In relation to Deputy Broughan's question on legal costs, the Bill makes extensive provision, particularly in Part 9, for a new and enhanced legal costs regime that will bring greater transparency to how legal costs are charged along with a better balance between the interests of legal practitioners and those of their clients. The Bill sets out, for the first time in legislation, a series of Legal Costs Principles. These are contained in Schedule One and enumerate the various matters that may be taken into account if disputed costs are submitted for adjudication. For the first time, these cost transparency measures will apply to barristers as well as to solicitors.

Under the Bill it will no longer be permissible to set fees as a specified percentage or proportion of damages payable to a client from contentious business. It will no longer be permissible to charge Junior Counsel fees as a specified percentage or proportion of Senior Counsel fees. Legal practitioners will be obliged to provide more detailed information about legal costs from the outset of their dealings with clients. This will be in the form of a Notice written in clear language which must be provided when a legal practitioner takes instructions. Among other things, the Notice must, as set out in Section 90 of the Bill, disclose the costs that are involved, or, where this is not practicable, the basis upon which such costs are to be calculated. A cooling-off period is to be allowed for the consideration of costs by the client. When there are any significant developments in a case which give rise to further costs the Bill provides that a client must be duly updated and given the option of whether or not to proceed with the case in question. The Bill also provides that a new Office of the Legal Costs Adjudicator will deal with disputes about legal costs – at present these are dealt with by the Office of the Taxing-Master. The new Office, headed by a Chief Legal Costs Adjudicator, will modernise the way disputed legal costs are adjudicated with greater transparency. The Office will be empowered to prepare Legal Costs Guidelines. It will establish and maintain a publicly accessible Register of Determinations which will include the outcomes and reasons for its determinations about disputed legal costs. Two new Taxing-Masters have been appointed by public competition under the enhanced qualification criteria of Part 14 of the Civil Law (Miscellaneous Provisions) Act 2011 to prepare the way for these modernisation measures.

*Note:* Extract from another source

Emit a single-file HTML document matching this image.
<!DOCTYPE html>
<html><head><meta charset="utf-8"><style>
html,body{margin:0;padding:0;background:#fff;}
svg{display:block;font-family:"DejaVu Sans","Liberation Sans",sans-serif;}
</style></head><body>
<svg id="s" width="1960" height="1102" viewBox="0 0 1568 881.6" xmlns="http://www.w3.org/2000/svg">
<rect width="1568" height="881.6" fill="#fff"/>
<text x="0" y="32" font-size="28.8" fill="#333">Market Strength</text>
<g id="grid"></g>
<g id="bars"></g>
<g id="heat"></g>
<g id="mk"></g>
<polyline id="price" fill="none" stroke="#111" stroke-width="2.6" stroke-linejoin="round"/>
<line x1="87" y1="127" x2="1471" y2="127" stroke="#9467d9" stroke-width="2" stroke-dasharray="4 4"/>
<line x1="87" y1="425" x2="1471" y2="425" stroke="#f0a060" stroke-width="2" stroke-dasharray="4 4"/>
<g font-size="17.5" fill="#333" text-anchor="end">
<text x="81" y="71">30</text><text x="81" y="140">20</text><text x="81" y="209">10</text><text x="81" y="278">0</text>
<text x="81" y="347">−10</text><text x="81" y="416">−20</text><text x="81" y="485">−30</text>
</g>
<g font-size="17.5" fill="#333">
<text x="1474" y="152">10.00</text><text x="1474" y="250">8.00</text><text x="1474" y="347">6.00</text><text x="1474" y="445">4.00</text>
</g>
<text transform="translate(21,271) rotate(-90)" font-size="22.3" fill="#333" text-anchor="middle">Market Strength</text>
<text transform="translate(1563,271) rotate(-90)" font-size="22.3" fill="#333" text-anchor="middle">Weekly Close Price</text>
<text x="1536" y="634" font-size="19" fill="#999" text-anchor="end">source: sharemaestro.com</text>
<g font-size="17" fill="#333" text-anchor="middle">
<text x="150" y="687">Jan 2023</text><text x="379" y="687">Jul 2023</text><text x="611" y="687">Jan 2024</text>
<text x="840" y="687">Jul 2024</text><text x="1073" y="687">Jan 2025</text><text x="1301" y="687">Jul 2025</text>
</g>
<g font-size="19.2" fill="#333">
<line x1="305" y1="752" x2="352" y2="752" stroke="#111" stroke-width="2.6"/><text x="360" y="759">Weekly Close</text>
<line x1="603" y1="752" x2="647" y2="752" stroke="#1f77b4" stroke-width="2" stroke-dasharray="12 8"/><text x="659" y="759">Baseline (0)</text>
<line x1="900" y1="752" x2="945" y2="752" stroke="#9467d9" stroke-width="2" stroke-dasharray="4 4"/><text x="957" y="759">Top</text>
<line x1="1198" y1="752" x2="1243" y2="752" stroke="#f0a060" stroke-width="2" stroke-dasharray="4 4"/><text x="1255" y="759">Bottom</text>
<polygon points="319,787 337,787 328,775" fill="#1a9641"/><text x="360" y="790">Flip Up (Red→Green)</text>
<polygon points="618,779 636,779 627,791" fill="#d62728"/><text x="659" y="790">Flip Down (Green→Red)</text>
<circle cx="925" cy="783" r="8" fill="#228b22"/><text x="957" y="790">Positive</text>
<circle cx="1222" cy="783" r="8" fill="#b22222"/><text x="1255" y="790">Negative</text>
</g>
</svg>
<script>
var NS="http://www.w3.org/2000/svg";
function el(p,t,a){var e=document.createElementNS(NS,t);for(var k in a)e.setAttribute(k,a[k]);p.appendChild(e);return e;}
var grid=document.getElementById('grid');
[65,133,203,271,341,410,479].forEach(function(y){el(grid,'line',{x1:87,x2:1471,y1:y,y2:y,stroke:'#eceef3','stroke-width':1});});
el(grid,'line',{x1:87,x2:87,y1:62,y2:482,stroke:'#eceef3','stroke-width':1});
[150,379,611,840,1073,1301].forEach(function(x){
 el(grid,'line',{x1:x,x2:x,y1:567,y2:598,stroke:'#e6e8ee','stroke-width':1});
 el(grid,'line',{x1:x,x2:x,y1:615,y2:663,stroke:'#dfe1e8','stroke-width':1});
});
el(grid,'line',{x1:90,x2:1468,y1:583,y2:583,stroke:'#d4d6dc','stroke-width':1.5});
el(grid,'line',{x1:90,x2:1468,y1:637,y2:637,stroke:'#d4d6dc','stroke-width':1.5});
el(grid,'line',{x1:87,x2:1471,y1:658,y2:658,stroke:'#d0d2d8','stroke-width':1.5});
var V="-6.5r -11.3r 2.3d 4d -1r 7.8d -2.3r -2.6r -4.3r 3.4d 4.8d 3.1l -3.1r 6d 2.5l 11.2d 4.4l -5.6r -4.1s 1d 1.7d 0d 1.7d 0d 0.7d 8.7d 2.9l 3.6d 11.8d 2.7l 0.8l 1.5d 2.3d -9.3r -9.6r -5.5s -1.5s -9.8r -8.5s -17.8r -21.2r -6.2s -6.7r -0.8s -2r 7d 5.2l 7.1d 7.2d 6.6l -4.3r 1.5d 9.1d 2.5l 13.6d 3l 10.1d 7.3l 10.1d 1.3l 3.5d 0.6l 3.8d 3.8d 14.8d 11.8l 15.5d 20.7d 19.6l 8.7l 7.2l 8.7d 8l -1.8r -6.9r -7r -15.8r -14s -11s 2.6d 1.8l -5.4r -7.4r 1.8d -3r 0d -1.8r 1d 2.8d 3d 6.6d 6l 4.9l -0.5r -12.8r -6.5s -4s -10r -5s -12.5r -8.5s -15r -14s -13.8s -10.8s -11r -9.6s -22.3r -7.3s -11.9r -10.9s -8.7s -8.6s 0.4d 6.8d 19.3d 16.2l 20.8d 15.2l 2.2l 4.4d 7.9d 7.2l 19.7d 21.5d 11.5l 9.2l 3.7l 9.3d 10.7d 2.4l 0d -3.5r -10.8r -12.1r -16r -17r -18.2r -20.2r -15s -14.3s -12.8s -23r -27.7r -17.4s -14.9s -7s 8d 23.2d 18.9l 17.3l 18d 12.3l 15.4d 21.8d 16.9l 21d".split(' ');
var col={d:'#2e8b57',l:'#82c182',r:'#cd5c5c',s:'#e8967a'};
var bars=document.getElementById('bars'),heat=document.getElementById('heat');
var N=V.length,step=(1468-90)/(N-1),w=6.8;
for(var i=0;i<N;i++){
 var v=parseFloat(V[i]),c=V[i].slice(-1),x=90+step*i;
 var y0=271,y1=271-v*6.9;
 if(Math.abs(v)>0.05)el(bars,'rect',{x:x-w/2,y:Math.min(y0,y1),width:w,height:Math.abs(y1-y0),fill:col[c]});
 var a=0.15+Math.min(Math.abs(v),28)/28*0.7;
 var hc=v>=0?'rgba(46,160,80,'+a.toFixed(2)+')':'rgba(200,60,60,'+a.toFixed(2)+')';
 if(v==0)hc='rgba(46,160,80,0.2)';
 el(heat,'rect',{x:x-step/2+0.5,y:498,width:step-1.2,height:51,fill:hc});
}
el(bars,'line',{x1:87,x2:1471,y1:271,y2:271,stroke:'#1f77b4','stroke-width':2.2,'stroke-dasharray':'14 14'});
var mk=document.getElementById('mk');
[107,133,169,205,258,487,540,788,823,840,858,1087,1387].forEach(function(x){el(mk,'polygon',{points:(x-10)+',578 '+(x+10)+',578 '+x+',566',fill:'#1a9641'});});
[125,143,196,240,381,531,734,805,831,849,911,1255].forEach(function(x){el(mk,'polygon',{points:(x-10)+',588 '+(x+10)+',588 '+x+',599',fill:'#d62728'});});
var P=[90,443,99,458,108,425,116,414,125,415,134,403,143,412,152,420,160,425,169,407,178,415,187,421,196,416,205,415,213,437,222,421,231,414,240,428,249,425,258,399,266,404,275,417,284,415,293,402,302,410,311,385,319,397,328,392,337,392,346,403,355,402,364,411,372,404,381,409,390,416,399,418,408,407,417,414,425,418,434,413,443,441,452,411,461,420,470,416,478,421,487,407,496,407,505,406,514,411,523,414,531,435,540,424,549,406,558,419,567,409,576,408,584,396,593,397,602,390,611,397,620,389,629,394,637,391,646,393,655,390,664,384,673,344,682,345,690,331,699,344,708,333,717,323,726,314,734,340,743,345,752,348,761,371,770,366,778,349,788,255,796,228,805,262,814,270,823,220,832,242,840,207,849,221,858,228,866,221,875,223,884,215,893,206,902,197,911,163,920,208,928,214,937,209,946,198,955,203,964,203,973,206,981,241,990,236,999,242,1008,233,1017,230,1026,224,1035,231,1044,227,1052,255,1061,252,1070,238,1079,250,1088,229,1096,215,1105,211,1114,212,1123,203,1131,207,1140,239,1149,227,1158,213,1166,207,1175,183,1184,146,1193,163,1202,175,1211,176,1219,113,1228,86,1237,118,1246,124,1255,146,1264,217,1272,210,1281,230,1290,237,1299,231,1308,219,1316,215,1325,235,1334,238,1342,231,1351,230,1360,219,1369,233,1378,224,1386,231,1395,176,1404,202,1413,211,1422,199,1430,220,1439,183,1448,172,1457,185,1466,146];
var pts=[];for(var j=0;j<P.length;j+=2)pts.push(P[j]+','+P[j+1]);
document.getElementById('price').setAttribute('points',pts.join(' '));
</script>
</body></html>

While the accountability of the two legal professions is to be enhanced under the Legal Services Regulation Bill, it is not accurate to contend that there are no "independent procedures and penalties operated by the Law Society of Ireland". Under current law the Law Society is, in fact, bound by the conduct regime of the Solicitors Acts 1954 to 2011. In particular, Part 3 of the Solicitors (Amendment) Act of 1994 makes detailed provision for the investigation of complaints against solicitors. The Society’s Complaints and Client Relations Committee, which includes lay members, determines complaints lodged directly to the Law Society by members of the public. A member of the public who is dissatisfied with how the Law Society handles such a complaint may, under the current legislation, then refer the matter to the Office of the Independent Adjudicator (also appointed under the Solicitors Acts) at any time within the three year period immediately following the Society’s decision.

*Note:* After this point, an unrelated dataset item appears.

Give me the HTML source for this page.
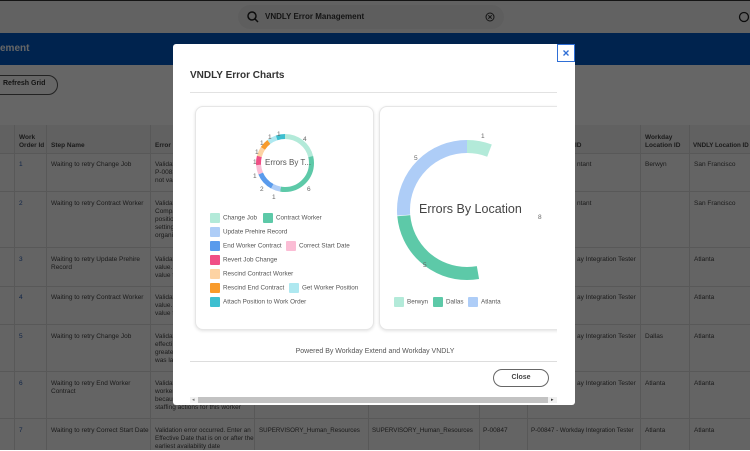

Complaints about professional misconduct may also be made directly to the Solicitors Disciplinary Tribunal. Even where a complaint of misconduct has been made to the Law Society in the first instance, it may also be referred by the Society to the Tribunal. The members of the Tribunal, which includes lay persons, are appointed by the President of the High Court. Where there is a finding of misconduct, the Tribunal can impose a sanction on the solicitor ranging from admonishment to a direction to pay restitution of a sum not exceeding €15,000 to any aggrieved party. In more serious cases the Tribunal may refer its finding and recommendation to the President of the High Court who ultimately will decide on the nature of the sanction to be imposed on the solicitor. The powers of sanction available to the High Court range up to the striking off of a solicitor. If either party is unhappy with a decision of the Tribunal this may be appealed to the High Court. The Law Society's disciplinary regime, the Solicitor's Disciplinary Tribunal and the High Court have dealt with several high-profile cases in recent years some of which, as Deputy Daly will be aware, have resulted in the striking off of the solicitor concerned.

The Legal Services Regulation Bill represents both an enhancement and a broadening of the existing disciplinary regime by providing for an independent body, the new Legal Services Regulatory Authority, to consider complaints against solicitors and barristers with the support of a designated Complaints Committee. The Regulatory Authority will be independently appointed and have a lay majority and a lay chair. It will provide a first point-of-call for complaints that is fully independent of the professional bodies. Under the Bill, therefore, members of the public will no longer go to the Law Society or the Bar Council, or to their respective disciplinary tribunals, to deal with complaints as generally happens at present. Instead, they will do so through the new and independent Legal Services Regulatory Authority. The new Legal Practitioners’ Disciplinary Tribunal will replace the two separate conduct tribunals operating at present with one entity dealing with allegations of misconduct relating both to solicitors and to barristers.